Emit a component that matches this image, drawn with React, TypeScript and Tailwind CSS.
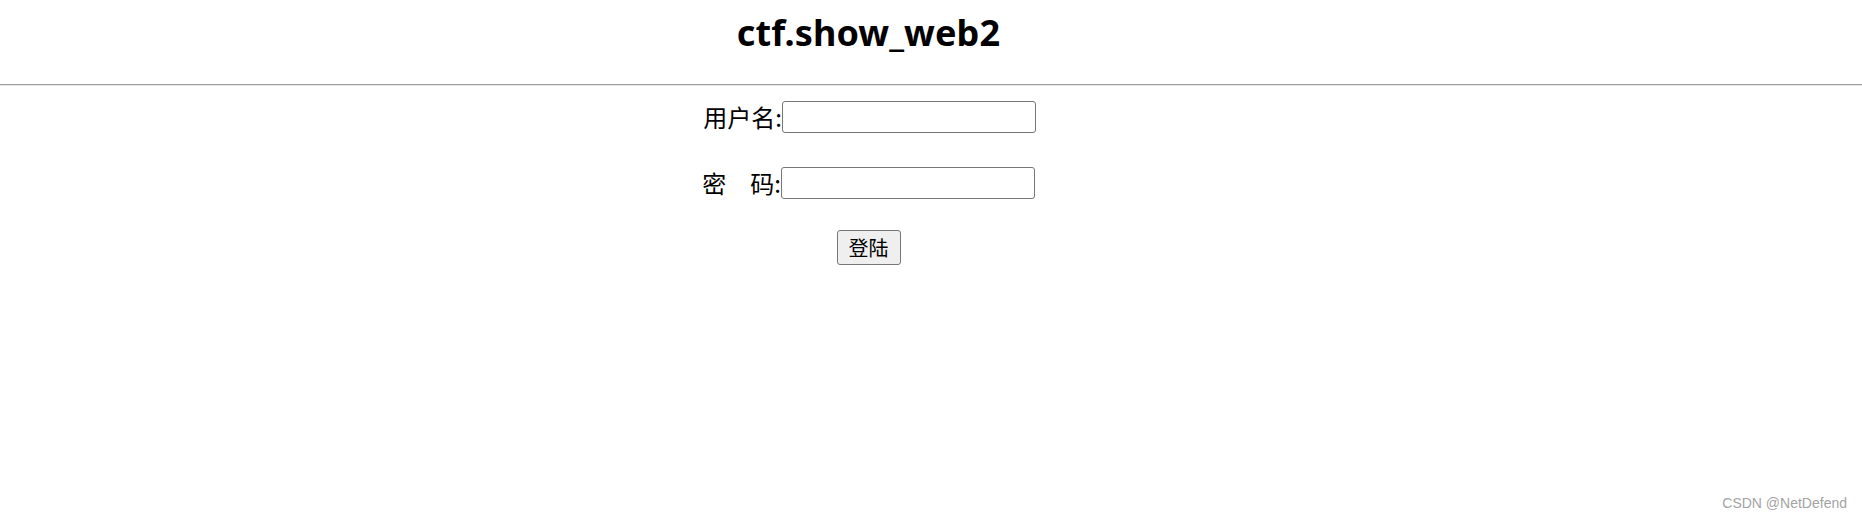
import React from "react";

export default function App() {
  const cjk = { fontFamily: '"Noto Sans CJK SC", "Noto Sans", sans-serif' };
  return (
    <div className="relative w-[1862px] h-[519px] bg-white overflow-hidden text-black">
      <div className="w-[1737px] h-[84px] flex justify-center items-start pt-[9px]">
        <h1
          className="text-[36px] font-bold leading-[48px] tracking-[0.1px]"
          style={{ fontFamily: '"Noto Sans", "Open Sans", sans-serif' }}
        >
          ctf.show_web2
        </h1>
      </div>
      <div className="w-full h-[2px] border-t border-[#a0a0a0] bg-[#e6e6e6]" />
      <form className="w-[1737px] flex flex-col items-center pt-[15px]" style={cjk} onSubmit={(e) => e.preventDefault()}>
        <div className="flex items-center h-[32px]">
          <span className="text-[24px] leading-[32px] pl-[2px]">用户名:</span>
          <input
            type="text"
            className="w-[254px] h-[32px] border border-[#767676] rounded-[3px] bg-white outline-none"
          />
        </div>
        <div className="flex items-center h-[32px] mt-[34px]">
          <span className="text-[24px] leading-[32px] whitespace-pre">密　码:</span>
          <input
            type="password"
            className="w-[254px] h-[32px] border border-[#767676] rounded-[3px] bg-white outline-none"
          />
        </div>
        <button
          type="submit"
          className="mt-[31px] w-[64px] h-[35px] border border-[#767676] rounded-[3px] bg-[#efefef] text-[20px] leading-[20px]"
          style={cjk}
        >
          登陆
        </button>
      </form>
      <div
        className="absolute right-[15px] bottom-[5px] text-[14px] text-[#a3a3a3]"
        style={{ fontFamily: '"Liberation Sans", Arial, sans-serif' }}
      >
        CSDN @NetDefend
      </div>
    </div>
  );
}
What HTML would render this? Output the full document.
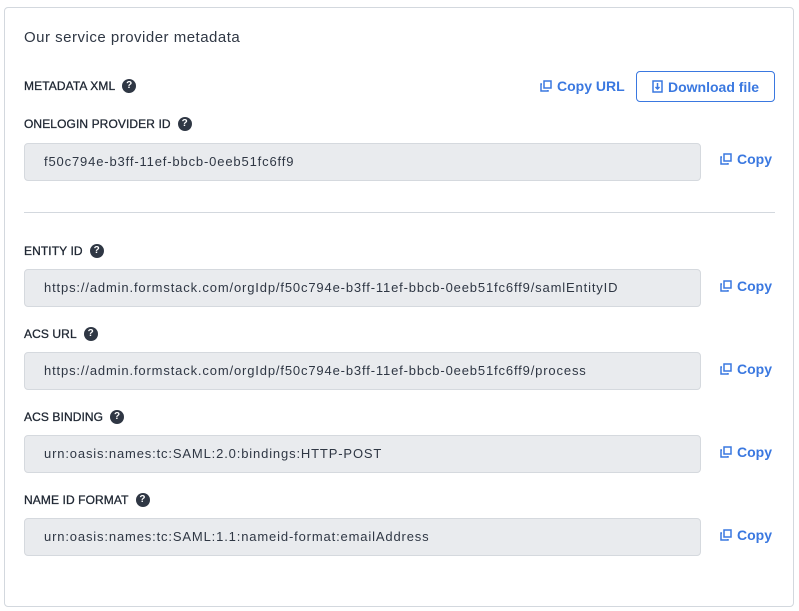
<!DOCTYPE html>
<html><head><style>
*{box-sizing:border-box;margin:0;padding:0}
body{width:799px;height:611px;background:#fff;font-family:"Liberation Sans",sans-serif;position:relative;overflow:hidden;color:#2d3440}
.card{position:absolute;left:4px;top:7px;width:790px;height:600px;border:1px solid #d3d8de;border-radius:4px}
.a{position:absolute}
.title{left:24px;top:29px;font-size:15px;color:#2f3744;letter-spacing:0.5px}
.lbl{font-size:12px;color:#1f2733;display:flex;align-items:center;letter-spacing:.1px;-webkit-text-stroke:0.3px #1f2733}
.q{display:inline-block;width:14px;height:14px;border-radius:50%;background:#2f3744;color:#fff;font-size:10px;font-weight:bold;text-align:center;line-height:14px;margin-left:7px;-webkit-text-stroke:0}
.inp{left:24px;width:677px;height:38px;background:#e9ebee;border:1px solid #d5d9de;border-radius:4px;font-size:13px;line-height:36px;padding-left:19px;color:#2f3744;letter-spacing:0.85px;white-space:nowrap}
.cp{color:#3a78e0;font-weight:bold;font-size:14px;display:flex;align-items:center}
.cp svg{margin-right:5px}
.btn{left:636px;top:71px;width:139px;height:31px;border:1px solid #3a78e0;border-radius:4px;justify-content:center}
.hr{left:24px;top:212px;width:751px;height:1px;background:#d3d8de}
</style></head><body>
<div class="card"></div>
<div class="a title">Our service provider metadata</div>
<div class="a lbl" style="left:24px;top:79px">METADATA XML<span class="q">?</span></div>
<div class="a cp" style="left:540px;top:78px"><svg width="12" height="12" viewBox="0 0 12 12" fill="none" stroke="#3a78e0" stroke-width="1.5"><rect x="4" y="1" width="7" height="7"/><path d="M2 4H1v7h7v-1"/></svg>Copy URL</div>
<div class="a cp btn"><svg width="11" height="13" viewBox="0 0 11 13" fill="none" stroke="#3a78e0" stroke-width="1.5"><rect x="1" y="1" width="9" height="11"/><path d="M5.5 3v6M3.5 7l2 2 2-2"/></svg>Download file</div>
<div class="a lbl" style="left:24px;top:117px">ONELOGIN PROVIDER ID<span class="q">?</span></div>
<div class="a inp" style="top:143px">f50c794e-b3ff-11ef-bbcb-0eeb51fc6ff9</div>
<div class="a cp" style="left:720px;top:151px"><svg width="12" height="12" viewBox="0 0 12 12" fill="none" stroke="#3a78e0" stroke-width="1.5"><rect x="4" y="1" width="7" height="7"/><path d="M2 4H1v7h7v-1"/></svg>Copy</div>
<div class="a hr"></div>
<div class="a lbl" style="left:24px;top:244px">ENTITY ID<span class="q">?</span></div>
<div class="a inp" style="top:269px">https://admin.formstack.com/orgIdp/f50c794e-b3ff-11ef-bbcb-0eeb51fc6ff9/samlEntityID</div>
<div class="a cp" style="left:720px;top:278px"><svg width="12" height="12" viewBox="0 0 12 12" fill="none" stroke="#3a78e0" stroke-width="1.5"><rect x="4" y="1" width="7" height="7"/><path d="M2 4H1v7h7v-1"/></svg>Copy</div>
<div class="a lbl" style="left:24px;top:327px">ACS URL<span class="q">?</span></div>
<div class="a inp" style="top:352px">https://admin.formstack.com/orgIdp/f50c794e-b3ff-11ef-bbcb-0eeb51fc6ff9/process</div>
<div class="a cp" style="left:720px;top:361px"><svg width="12" height="12" viewBox="0 0 12 12" fill="none" stroke="#3a78e0" stroke-width="1.5"><rect x="4" y="1" width="7" height="7"/><path d="M2 4H1v7h7v-1"/></svg>Copy</div>
<div class="a lbl" style="left:24px;top:410px">ACS BINDING<span class="q">?</span></div>
<div class="a inp" style="top:435px">urn:oasis:names:tc:SAML:2.0:bindings:HTTP-POST</div>
<div class="a cp" style="left:720px;top:444px"><svg width="12" height="12" viewBox="0 0 12 12" fill="none" stroke="#3a78e0" stroke-width="1.5"><rect x="4" y="1" width="7" height="7"/><path d="M2 4H1v7h7v-1"/></svg>Copy</div>
<div class="a lbl" style="left:24px;top:493px">NAME ID FORMAT<span class="q">?</span></div>
<div class="a inp" style="top:518px">urn:oasis:names:tc:SAML:1.1:nameid-format:emailAddress</div>
<div class="a cp" style="left:720px;top:527px"><svg width="12" height="12" viewBox="0 0 12 12" fill="none" stroke="#3a78e0" stroke-width="1.5"><rect x="4" y="1" width="7" height="7"/><path d="M2 4H1v7h7v-1"/></svg>Copy</div>
</body></html>
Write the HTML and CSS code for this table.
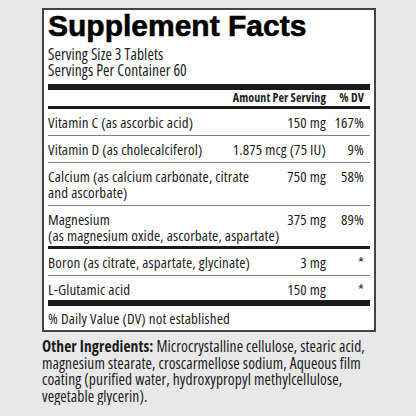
FILE: index.html
```html
<!DOCTYPE html>
<html lang="en">
<head>
<meta charset="utf-8">
<title>Supplement Facts</title>
<link rel="stylesheet" href="styles.css">
</head>
<body>
<main class="page">
  <section class="facts">
    <h1 class="title">Supplement Facts</h1>
    <div class="serving">
      <div>Serving Size 3 Tablets</div>
      <div>Servings Per Container 60</div>
    </div>
    <div class="bar bar-thick"></div>
    <div class="row head">
      <span></span>
      <span class="amt">Amount Per Serving</span>
      <span class="dv">% DV</span>
    </div>
    <div class="bar bar-mid"></div>
    <div class="row line">
      <span>Vitamin C (as ascorbic acid)</span>
      <span class="amt">150 mg</span>
      <span class="dv">167%</span>
    </div>
    <div class="row line">
      <span>Vitamin D (as cholecalciferol)</span>
      <span class="amt">1.875 mcg (75 IU)</span>
      <span class="dv">9%</span>
    </div>
    <div class="row line">
      <span>Calcium (as calcium carbonate, citrate<br>and ascorbate)</span>
      <span class="amt">750 mg</span>
      <span class="dv">58%</span>
    </div>
    <div class="row tight">
      <span>Magnesium<br>(as magnesium oxide, ascorbate, aspartate)</span>
      <span class="amt">375 mg</span>
      <span class="dv">89%</span>
    </div>
    <div class="bar bar-mid"></div>
    <div class="row line">
      <span>Boron (as citrate, aspartate, glycinate)</span>
      <span class="amt">3 mg</span>
      <span class="dv star">*</span>
    </div>
    <div class="row tight">
      <span>L-Glutamic acid</span>
      <span class="amt">150 mg</span>
      <span class="dv star">*</span>
    </div>
    <div class="bar bar-thick"></div>
    <div class="note">% Daily Value (DV) not established</div>
  </section>
  <p class="other"><strong>Other Ingredients:</strong> Microcrystalline cellulose, stearic acid, magnesium stearate, croscarmellose sodium, Aqueous film coating (purified water, hydroxypropyl methylcellulose, vegetable glycerin).</p>
</main>
</body>
</html>
```
FILE: styles.css
```css
html, body {
  margin: 0;
  padding: 0;
  background: #e8e8e8;
}
.page {
  padding: 8px 40px 0 42px;
  font-family: "Open Sans", "Liberation Sans", Arial, sans-serif;
  font-stretch: 75%;
  color: #1c1c1c;
  font-size: 15px;
  letter-spacing: 0.15px;
  line-height: 16px;
}
.facts {
  background: #fff;
  border: 2px solid #444;
  padding: 2px 4px 0 4px;
}
.title {
  margin: 0;
  font-family: "Liberation Sans", Arial, sans-serif;
  font-stretch: normal;
  font-weight: 700;
  font-size: 30px;
  letter-spacing: 0;
  line-height: 28px;
  color: #000;
  -webkit-text-stroke: 0.6px #000;
}
.serving {
  margin-top: 6px;
  font-size: 15.5px;
  letter-spacing: 0.1px;
}
.bar {
  background: #1a1a1a;
}
.bar-thick {
  height: 6px;
  margin-top: 6px;
}
.bar-mid {
  height: 3px;
}
.row {
  display: grid;
  grid-template-columns: 1fr auto 44px;
  padding: 5px 0;
}
.row.line {
  border-bottom: 1px solid #808080;
}
.row.tight {
  padding-bottom: 3px;
}
.row.head {
  font-weight: 700;
  font-size: 12px;
  letter-spacing: 0.1px;
  line-height: 15px;
  padding: 0 0 1px;
}
.amt {
  text-align: right;
}
.dv {
  text-align: right;
  padding-right: 6px;
}
.row.tight + .bar-thick {
  margin-top: 0;
}
.note {
  padding: 4px 0 4px;
}
.other {
  margin: 6px 0 0;
  font-size: 15.5px;
  letter-spacing: 0.1px;
  line-height: 16.67px;
}
.other strong {
  font-weight: 700;
}
```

__________________________________________________

> Your objective:
Starting at the first line of the material, output exactly the lines up to and including the one with "import React from". Do not include the pictures.

> Answer for this exercise:
Emit a component that matches this image, drawn with React, TypeScript and Tailwind CSS.
import React from "react";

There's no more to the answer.